India is doubling its tax on coal, and will put the revenue toward encouraging clean energy.
Though Prime Minister Narendra Modi’s government is increasingly looking toward renewable and nuclear power, the nation remains heavily reliant on coal. Last year, the government said it hoped to double how much domestic coal the country consumes over the next five years. That would be seriously bad news for Indians. In some areas, pollution is already so extreme that it is taking years off millions of people’s lives.
But the new coal tax might signal an intent to push the country’s energy economy in a more sustainable direction. Bloomberg reports:
Coal fires about 60 percent of India’s electricity generation capacity and is among the cheapest sources of power in the country. The higher tax will lead to an increase of as much as 0.06 rupees in coal costs for every kilowatt hour of electricity, [said Kameswara Rao, who oversees energy, utilities and mining at PwC India].

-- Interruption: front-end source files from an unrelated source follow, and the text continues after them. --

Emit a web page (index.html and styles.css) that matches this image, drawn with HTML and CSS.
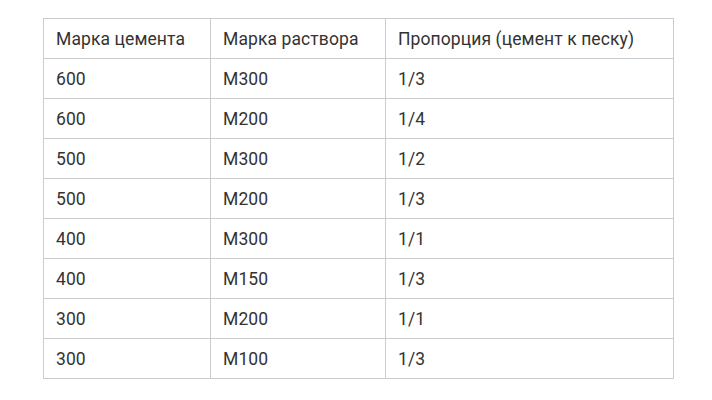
FILE: index.html
```html
<!DOCTYPE html>
<html lang="ru">
<head>
<meta charset="utf-8">
<link rel="stylesheet" href="styles.css">
</head>
<body>
<table class="grid">
  <colgroup>
    <col class="c1"><col class="c2"><col class="c3">
  </colgroup>
  <tr><td>Марка цемента</td><td>Марка раствора</td><td>Пропорция (цемент к песку)</td></tr>
  <tr><td>600</td><td>М300</td><td>1/3</td></tr>
  <tr><td>600</td><td>М200</td><td>1/4</td></tr>
  <tr><td>500</td><td>М300</td><td>1/2</td></tr>
  <tr><td>500</td><td>М200</td><td>1/3</td></tr>
  <tr><td>400</td><td>М300</td><td>1/1</td></tr>
  <tr><td>400</td><td>М150</td><td>1/3</td></tr>
  <tr><td>300</td><td>М200</td><td>1/1</td></tr>
  <tr><td>300</td><td>М100</td><td>1/3</td></tr>
</table>
</body>
</html>
```
FILE: styles.css
```css
html, body {
  margin: 0;
  background: #fff;
}
body {
  padding: 18px 0 0 43px;
  font-family: Roboto, "Noto Sans", sans-serif;
  font-size: 17.5px;
  letter-spacing: 0.1px;
  color: #333;
}
.grid {
  border-collapse: collapse;
  width: 630px;
  table-layout: fixed;
}
.c1 { width: 167px; }
.c2 { width: 175px; }
.c3 { width: 288px; }
.grid td {
  border: 1px solid #ccc;
  height: 40px;
  padding: 0 0 0 12px;
  box-sizing: border-box;
  vertical-align: middle;
  line-height: 20px;
}
```
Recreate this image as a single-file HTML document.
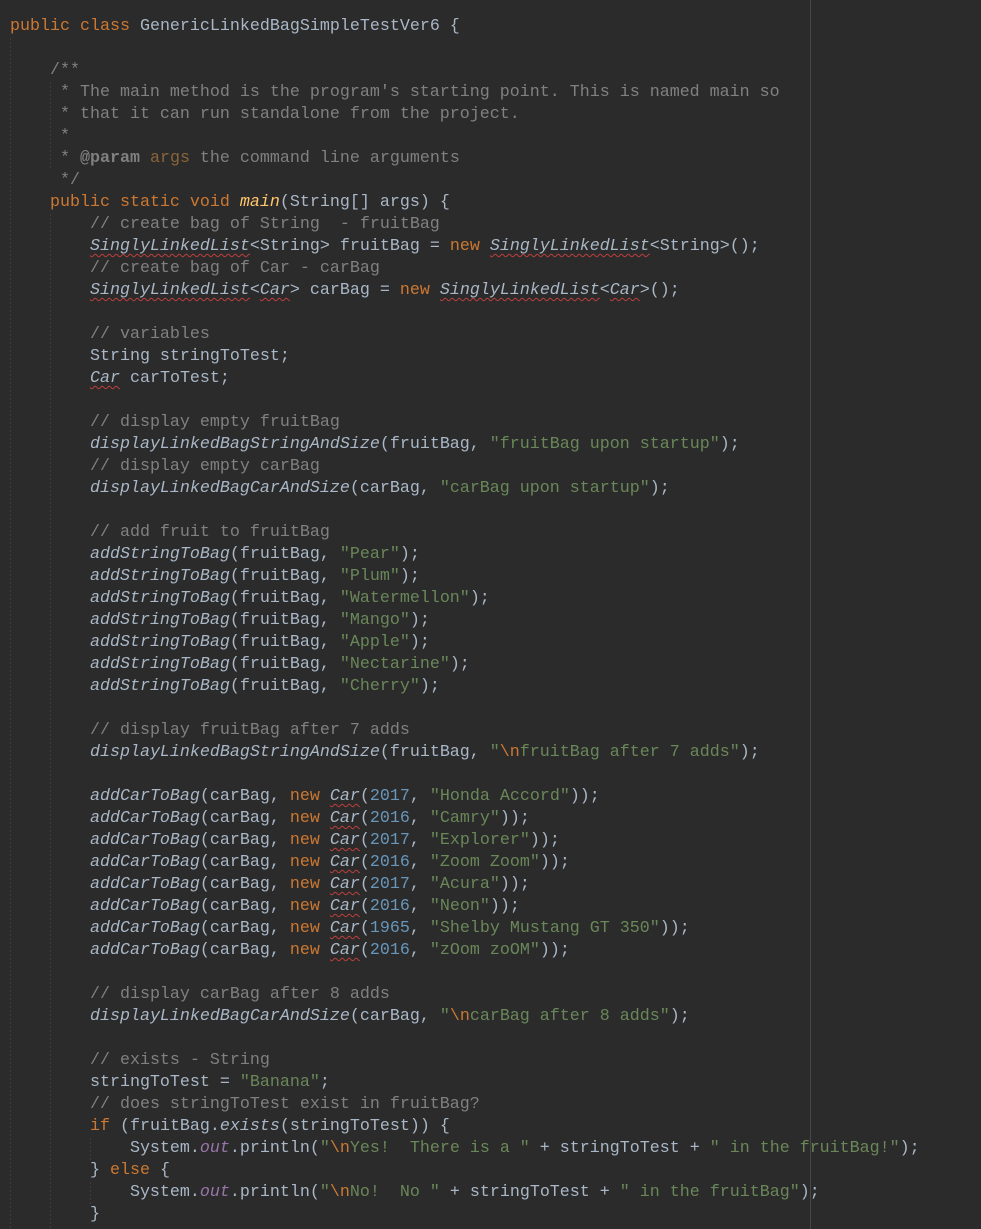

“As the Paris convention approaches, these steps will show the government is serious about climate change,” said Debasish Mishra, a senior director at Deloitte Touche Tohmatsu India Pvt. in Mumbai. “We have to take care of the environment, and at the same time use fossil fuel to make sure we have energy at a reasonable cost for our growth. It’s not an either or situation.”
Much of India is incredibly poor; hundreds of millions of people lack electricity, and the Modi government has maintained that, in its quest to develop rural areas, it won’t turn its back on any source of energy. But the new coal tax, along with new taxes on petroleum, show that the government is trying to make the country’s fossil fuel-intensive economy slightly cleaner — without going so far as reining it in. The tax will, in theory, incentivize coal-burning utilities to make their plants more efficient so that they use less fuel. It could also push the country to strengthen its grid system, which loses huge amounts of power.
America and China, the world’s two largest emitters of greenhouse gases, took a medium-sized stride toward combating climate change when they announced a pact last November to curb their emissions over the next two decades. India, the world’s third largest emitter, hasn’t made any similar big announcement. But the country is taking smaller steps forward as the world collectively trundles toward a U.N. climate conference in Paris this December, at which diplomats hope nations will sign a global climate deal. The new coal tax is one of them.
And at the same time that India is boosting taxes on coal, China is using less of it. The country cut its coal use 2.9 percent in 2014, and may be on track to continue reducing its dependence on the fossil fuel. If this drop signals the beginning of a trend, China would also be on track to meet its goals of capping coal use by 2020 and peaking its carbon emissions by 2030, as it promised it would in the U.S.-China pact. China also said in the pact that it would try to beat that 2030 deadline. At ThinkProgress, Joe Romm argues that it might actually do that:
[W]hy would China announce with such public fanfare they are going to “make best efforts to peak early” if they didn’t think they could and would? Failure to peak early would show the “best efforts” of the Chinese failed. That is not how China rolls.
So no one should be surprised if China peaks in coal use before 2020 — as that would be key for them to peak CO2 emissions before 2030.
Coal is becoming less and less popular in the U.S. as well. That’s left American coal companies scrambling to ship their product to new markets abroad, like energy-hungry China and India. But now maybe that’s not looking like such a great idea.